If Russell Bassett and Ryan Morgan don’t believe me, take a walk around the path now, and if the weather stays warm and dry for the next week, go look at it then. You will see that the water flow coming into the pond will be gone and the pond will be shrinking.
I believe that there was some bad planning on this project to get your picture in the paper.
Colin Kolb
Molalla
Thanks to your generosity, I will be attending college
I want to thank all who contributed and supported the Rebecca Bryan Memorial Scholarship. I am honored to be awarded this scholarship in her name.
Thanks to your generous support, I will be attending Clackamas Community College in the fall of 2009.
I look forward to starting my college career and following my aspirations of becoming a teacher.
Courtney Miller
Molalla High School senior
City tells the county one thing and tells CPO something else
The Molalla Community Planning Organization was honored on May 26 by a visit by two new Clackamas County Commissioners, Ann Lininger and Bob Austin.
They outlined goals to provide transparent, inclusive, financially responsible, and sustainable government.
The commissioners heard our concerns about HB 3058, an LNG-related permitting bill that would allow state process to begin before legal land rights are attained.
Lininger was so pro-active that she immediately contacted the county’s Salem rep about this abusive bill.
Bob Austin, former mayor of Estacada, explained Estacada’s success in promoting good relations between rural and city dwellers.
Estacada makes a point to include citizens from both sides of the borders on all committees — that way; they don’t have to deal with the “outsider” label that Molalla government is fond of throwing out when rural dwellers attempt to participate.

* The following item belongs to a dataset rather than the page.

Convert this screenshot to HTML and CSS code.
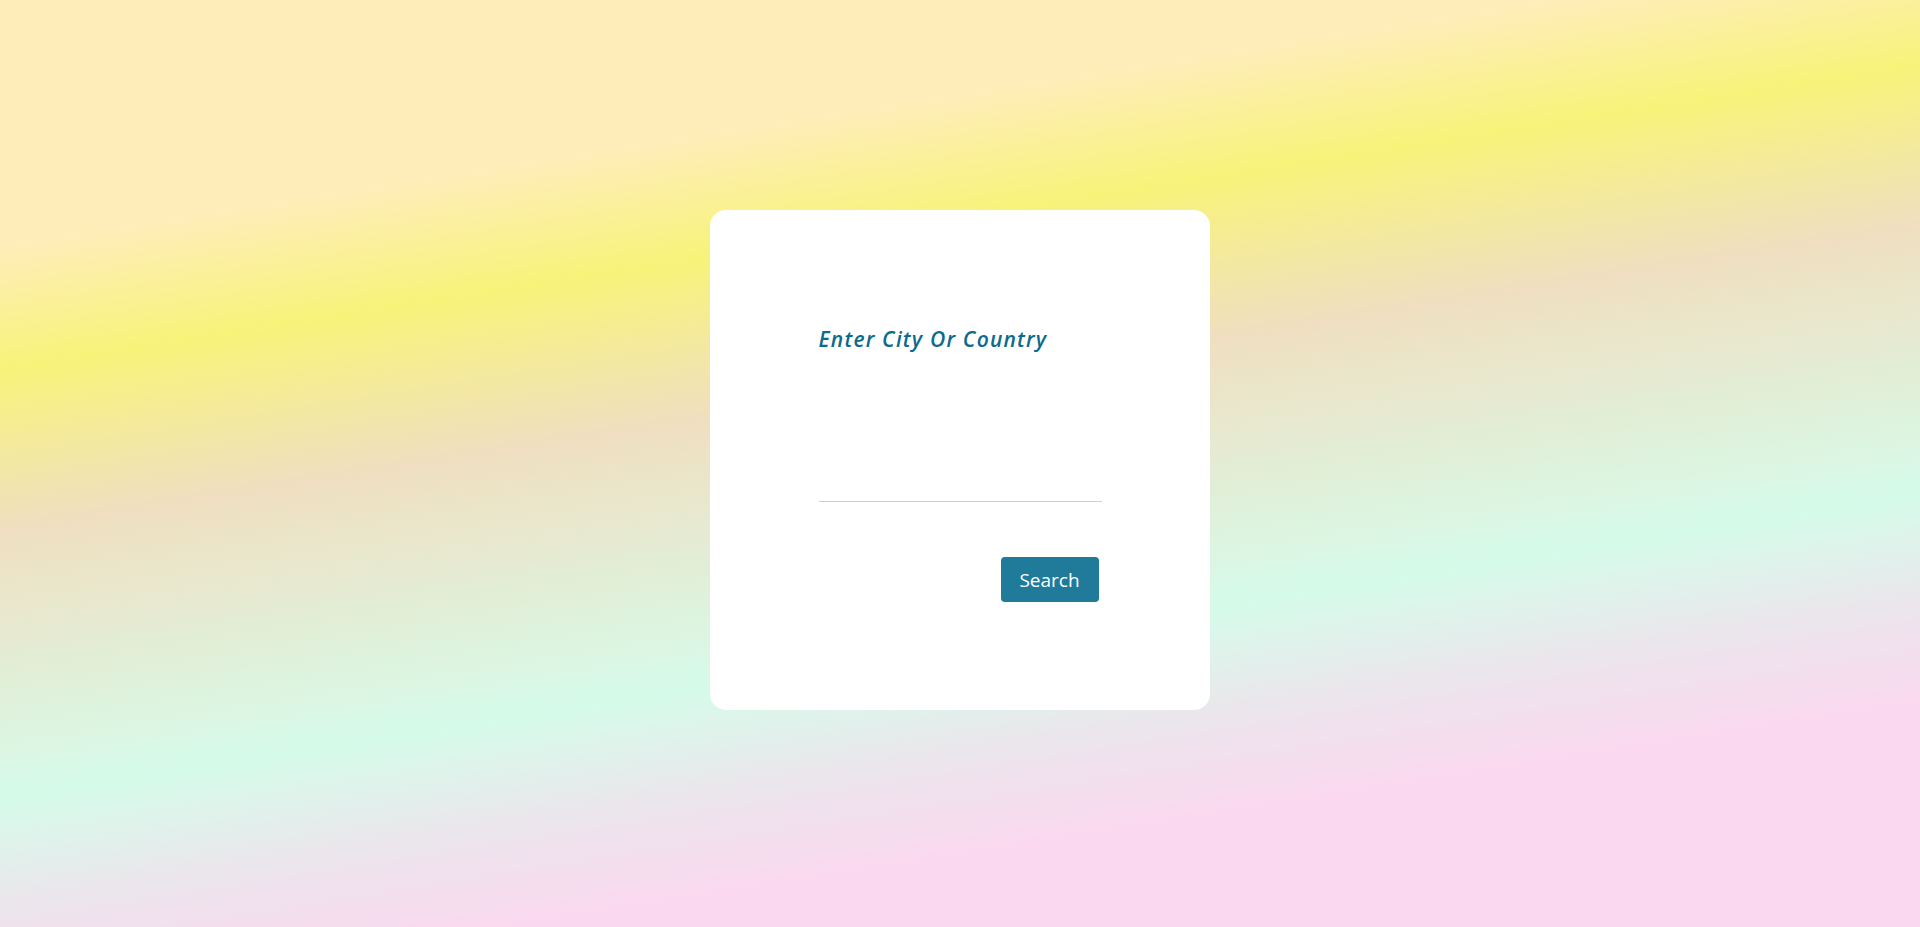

City councilors Ryan Morgan and Glen Boreth were present at the CPO meeting. I hope they listened carefully and will start to research the happy public relations that Estacada enjoys.
The commissioners told us that rural Clackamas County makes agriculture No.1 in the county’s economy and that the commission is eager to work for the south county area. Thanks, commissioners!

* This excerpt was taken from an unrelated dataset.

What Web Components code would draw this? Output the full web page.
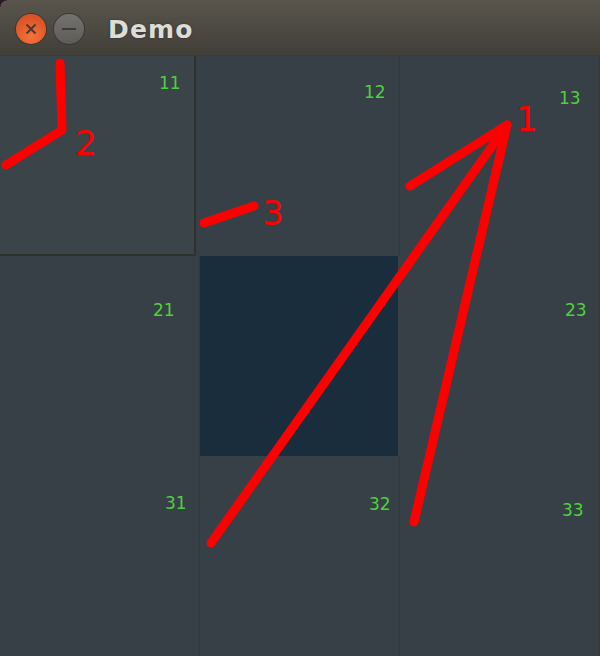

Molalla City Planner Shane Potter appeared to try to defend the Ground Hog Day comp plan, displaying the same incorrect soil maps he has trotted out for two years.
Soil mapping is of primary concern in land use. Why, after two years of complaints — and Potter’s admission before the CPO that the maps are incorrect — can’t he produce a correct map?
When Potter insisted that he is continuing to use his “bought” population numbers instead of the legally mandated safe harbor figures, I left in disgust.
I’ll save my objections for state and county hearings, since citizen input to Potter falls on deaf ears.
The next day, I called Jennifer Donnelly, the DLCD rep who has the unenviable job of trying to guide the city to success.
Donnelly was shocked about Potter’s refusal to accept safe harbor. She said that Potter and the lawyer who advises him have been telling DLCD that the city understands that safe harbor is the only path.
After I left the meeting, Councilor Boreth attempted to tell the CPO that he would help those who want to be in the city limits get in and help those who want to stay out, continue to be rural.
Boreth’s empty promises represent all that is wrong with the planning effort, since state rules strictly outline how land may be considered for future Urbanization via an objective path based on a complex list of development efficiencies and soil classes.
That objective process has no room for Boreth’s “who wants in/out” baloney and proves yet again that city leaders fail to understand the hole that planning has dug for the city.
Potter and city leaders: Is your game simply to insult us by dragging the process on and on forever as you play one side against the other, telling different stories as the mood fits?
It is time for a house cleaning in the planning effort. Get your FACTS straight for a change.
Learn from our county commissioners what leadership is all about.